There's your benchmark right there. At the moment, the best guess as to Beckett's market value is $16.5 million a year over five years. That's the going rate for a veteran right-hander with a strong track record of success.

And yet neither Beckett nor the Red Sox are indicating that it's an open-and-shut case. Someone's not yet ready to sign on that dotted line.

And it's probably Beckett. If the Sox hurler can put together a stellar 2010, he might be able to prove he's worth more than the current going rate.

If he gets a Lackey-type deal to return to the Red Sox in 2011, Beckett will become one of the nine highest-paid pitchers in baseball. And that's absolutely nothing to sneeze at.

But perhaps he aspires to more.

Roy Halladay is making $20 million a year. Johan Santana's getting almost $23 million. CC Sabathia is raking in $23 million a year on the nose.

When he's at his very best, Beckett can be that good. He can be one of the game's true elites. But he wasn't exactly proving it with his 3.86 ERA last year, a mark not too far under the league average for the second consecutive season.

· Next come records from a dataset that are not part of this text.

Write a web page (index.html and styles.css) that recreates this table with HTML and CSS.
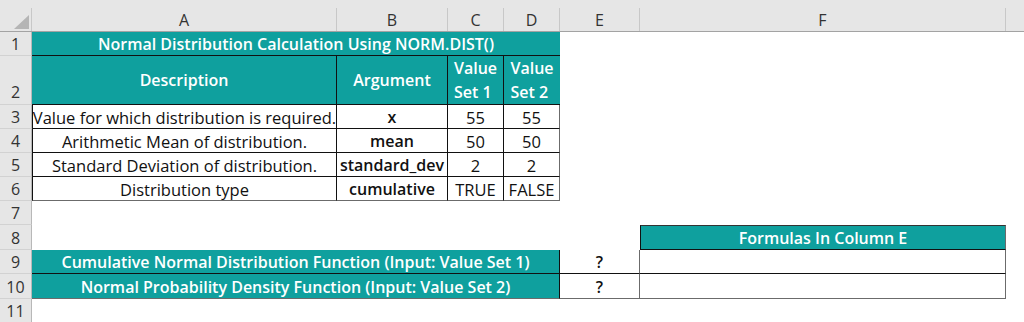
FILE: index.html
```html
<!DOCTYPE html>
<html>
<head>
<meta charset="utf-8">
<link rel="stylesheet" href="styles.css">
</head>
<body>
<div class="sheet">
  <div class="topbar"></div>
  <div class="row hdr">
    <div class="corner"><svg class="tri" width="32" height="24" viewBox="0 0 32 24"><polygon points="29,7 29,21 14,21" fill="#b5b5b5"/></svg></div>
    <div class="ch w-a">A</div>
    <div class="ch w-b">B</div>
    <div class="ch w-c">C</div>
    <div class="ch w-d">D</div>
    <div class="ch w-e">E</div>
    <div class="ch w-f">F</div>
    <div class="ch w-g"></div>
  </div>

  <div class="row h24">
    <div class="rh">1</div>
    <div class="cell w-ad teal bold bb">Normal Distribution Calculation Using NORM.DIST()</div>
  </div>

  <div class="row h49">
    <div class="rh rh-bottom">2</div>
    <div class="cell w-a teal bold br bb mid">Description</div>
    <div class="cell w-b teal bold br bb mid">Argument</div>
    <div class="cell w-c teal bold br bb wrap">Value<br>Set 1</div>
    <div class="cell w-d teal bold bb wrap">Value<br>Set 2</div>
  </div>

  <div class="row h24">
    <div class="rh">3</div>
    <div class="cell w-a bl br bb">Value for which distribution is required.</div>
    <div class="cell w-b br bb bold">x</div>
    <div class="cell w-c br bb">55</div>
    <div class="cell w-d bro bb">55</div>
  </div>

  <div class="row h24">
    <div class="rh">4</div>
    <div class="cell w-a bl br bb">Arithmetic Mean of distribution.</div>
    <div class="cell w-b br bb bold">mean</div>
    <div class="cell w-c br bb">50</div>
    <div class="cell w-d bro bb">50</div>
  </div>

  <div class="row h24">
    <div class="rh">5</div>
    <div class="cell w-a bl br bb">Standard Deviation of distribution.</div>
    <div class="cell w-b br bb bold">standard_dev</div>
    <div class="cell w-c br bb">2</div>
    <div class="cell w-d bro bb">2</div>
  </div>

  <div class="row h24">
    <div class="rh">6</div>
    <div class="cell w-a bl br bbo">Distribution type</div>
    <div class="cell w-b br bbo bold">cumulative</div>
    <div class="cell w-c br bbo">TRUE</div>
    <div class="cell w-d bro bbo">FALSE</div>
  </div>

  <div class="row h24">
    <div class="rh">7</div>
  </div>

  <div class="row h25">
    <div class="rh">8</div>
    <div class="cell w-ae"></div>
    <div class="cell w-f teal bold btd bl bro bb">Formulas In Column E</div>
  </div>

  <div class="row h24">
    <div class="rh">9</div>
    <div class="cell w-ad teal bold br bb">Cumulative Normal Distribution Function (Input: Value Set 1)</div>
    <div class="cell w-e bro bb bold">?</div>
    <div class="cell w-f bro bb"></div>
  </div>

  <div class="row h25">
    <div class="rh">10</div>
    <div class="cell w-ad teal bold br bbo">Normal Probability Density Function (Input: Value Set 2)</div>
    <div class="cell w-e bro bbo bold">?</div>
    <div class="cell w-f bro bbo"></div>
  </div>

  <div class="row h24">
    <div class="rh">11</div>
  </div>
</div>
</body>
</html>
```
FILE: styles.css
```css
* { box-sizing: border-box; }
html, body { margin: 0; padding: 0; background: #fff; }
body {
  width: 1024px;
  height: 322px;
  overflow: hidden;
  font-family: "Open Sans", "Liberation Sans", sans-serif;
  font-size: 16.5px;
  color: #111;
}
.sheet { width: 1024px; }
.topbar { height: 8px; background: #e6e6e6; }
.row { display: flex; }
.hdr {
  height: 24px;
  background: #e6e6e6;
  border-bottom: 1px solid #a3a3a3;
}
.corner {
  width: 32px;
  flex: none;
  border-right: 1px solid #c8c8c8;
  position: relative;
}
.tri { display: block; }
.ch {
  flex: none;
  border-right: 1px solid #c8c8c8;
  display: flex;
  align-items: center;
  justify-content: center;
  color: #333;
  font-size: 16px;
  padding-top: 1px;
}
.w-a { width: 305px; }
.w-b { width: 111px; }
.w-c { width: 56px; }
.w-d { width: 56px; }
.w-e { width: 80px; }
.w-f { width: 366px; }
.w-g { width: 18px; border-right: none; }
.w-ad { width: 528px; }
.w-ae { width: 608px; }

.h24 { height: 24px; }
.h25 { height: 25px; }
.h49 { height: 49px; }

.rh {
  width: 32px;
  flex: none;
  background: #e6e6e6;
  border-right: 1px solid #b8b8b8;
  border-bottom: 1px solid #d2d2d2;
  color: #333;
  font-size: 16px;
  display: flex;
  align-items: center;
  justify-content: center;
  padding-top: 1px;
}
.rh-bottom { align-items: flex-end; padding-bottom: 1px; }
.cell {
  flex: none;
  display: flex;
  align-items: center;
  justify-content: center;
  padding-top: 1px;
  white-space: nowrap;
  overflow: hidden;
}
.teal { background: #0fa09e; color: #fff; }
.bold { font-weight: 600; font-size: 16px; }
.bl { border-left: 1px solid #111; }
.br { border-right: 1px solid #111; }
.bro { border-right: 1px solid #6b6b6b; }
.bb { border-bottom: 1px solid #111; }
.bbo { border-bottom: 1px solid #6b6b6b; }
.btd { border-top: 1px solid #333; }
.mid { padding-top: 0; }
.wrap {
  flex-direction: column;
  line-height: 24px;
  padding-top: 0;
  white-space: nowrap;
}
```
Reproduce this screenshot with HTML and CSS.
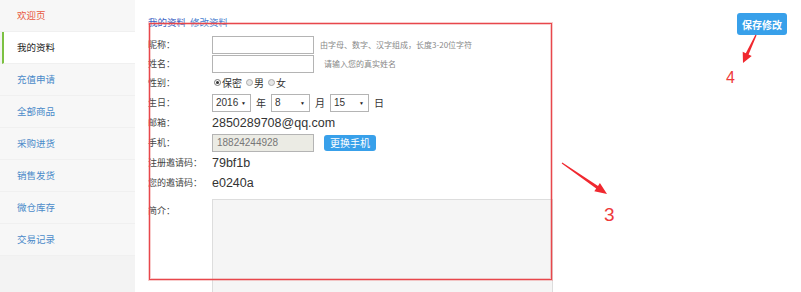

Rather than pull the trigger on a hastily signed deal now, Beckett is waiting to see if he can up his market value out there on the mound. If he has a big year in 2010, it could land him a big paycheck down the road.

It's a gamble, to be sure. But anyone who knows Josh Beckett knows he's confident in his abilities. Always has been. Beckett wants to earn the big bucks starting next season, and he's ready to take the mound and earn it.